■ **SHORT EXERCISE**
Your job is to return the lines between the line holding "Emit a component" and the line holding "import React from 'react'", inclusive, exactly and with no pictures.

■ **DATASET RECORDS**
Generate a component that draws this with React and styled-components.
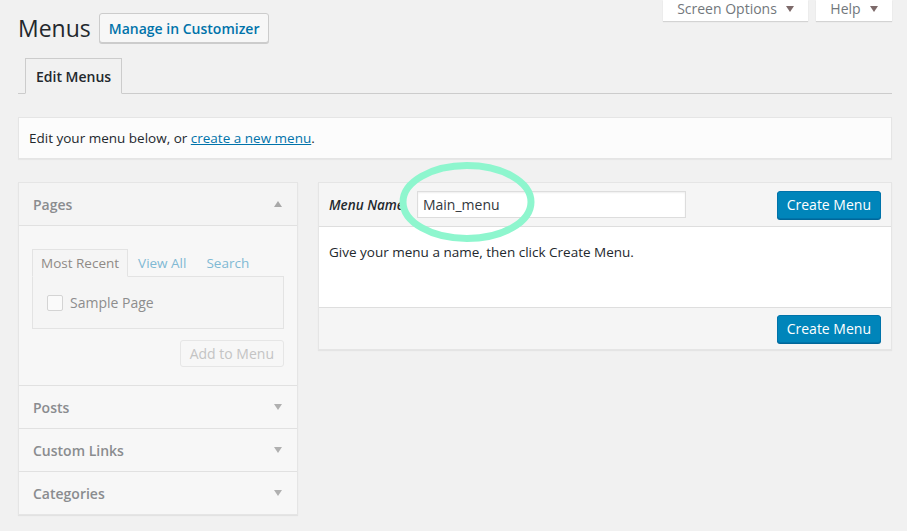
...
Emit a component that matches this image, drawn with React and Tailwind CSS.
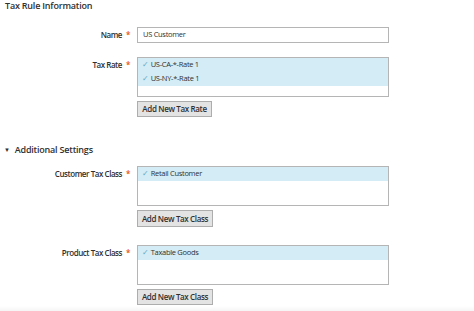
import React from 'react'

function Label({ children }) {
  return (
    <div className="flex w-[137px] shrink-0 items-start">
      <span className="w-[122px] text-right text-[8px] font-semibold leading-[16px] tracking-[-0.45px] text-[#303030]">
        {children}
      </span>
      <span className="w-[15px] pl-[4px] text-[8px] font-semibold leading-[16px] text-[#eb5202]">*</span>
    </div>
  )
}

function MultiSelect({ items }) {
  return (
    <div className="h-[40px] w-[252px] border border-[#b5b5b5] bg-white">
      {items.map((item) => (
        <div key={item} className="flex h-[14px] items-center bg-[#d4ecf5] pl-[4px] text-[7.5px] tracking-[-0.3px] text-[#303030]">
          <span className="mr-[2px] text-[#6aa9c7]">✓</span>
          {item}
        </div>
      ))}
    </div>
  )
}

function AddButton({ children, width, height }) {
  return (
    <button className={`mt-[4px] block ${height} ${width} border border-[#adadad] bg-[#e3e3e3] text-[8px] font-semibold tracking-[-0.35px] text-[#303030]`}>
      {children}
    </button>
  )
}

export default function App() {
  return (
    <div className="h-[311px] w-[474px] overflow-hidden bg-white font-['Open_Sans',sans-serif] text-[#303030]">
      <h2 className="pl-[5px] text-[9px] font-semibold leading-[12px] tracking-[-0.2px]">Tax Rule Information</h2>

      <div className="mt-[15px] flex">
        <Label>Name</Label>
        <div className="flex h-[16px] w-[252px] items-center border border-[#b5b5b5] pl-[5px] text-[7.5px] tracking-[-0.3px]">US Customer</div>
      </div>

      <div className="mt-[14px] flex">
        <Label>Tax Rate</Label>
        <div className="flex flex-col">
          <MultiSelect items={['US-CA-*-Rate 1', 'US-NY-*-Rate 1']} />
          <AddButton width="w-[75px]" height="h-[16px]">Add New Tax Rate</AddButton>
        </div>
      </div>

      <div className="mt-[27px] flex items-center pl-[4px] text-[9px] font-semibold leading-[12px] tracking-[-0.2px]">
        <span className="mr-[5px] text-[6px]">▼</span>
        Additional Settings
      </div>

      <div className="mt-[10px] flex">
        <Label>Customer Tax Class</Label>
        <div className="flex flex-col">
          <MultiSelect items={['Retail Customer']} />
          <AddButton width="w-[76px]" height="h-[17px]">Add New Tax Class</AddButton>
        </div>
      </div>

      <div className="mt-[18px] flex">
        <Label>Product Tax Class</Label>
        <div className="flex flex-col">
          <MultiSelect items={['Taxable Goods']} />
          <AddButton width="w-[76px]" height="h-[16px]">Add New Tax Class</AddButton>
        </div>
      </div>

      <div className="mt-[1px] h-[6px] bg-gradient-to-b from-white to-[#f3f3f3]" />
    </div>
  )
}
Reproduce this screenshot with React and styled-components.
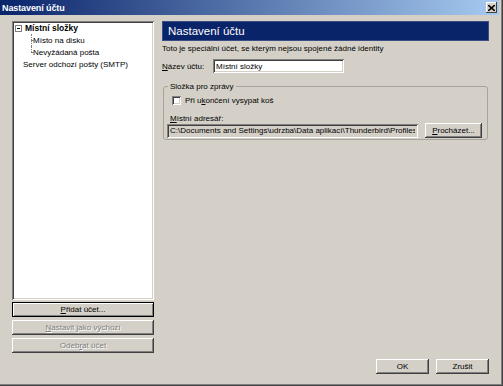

■ **RESULT OF THE EXERCISE**
Emit a component that matches this image, drawn with React and Tailwind CSS.
import React from 'react'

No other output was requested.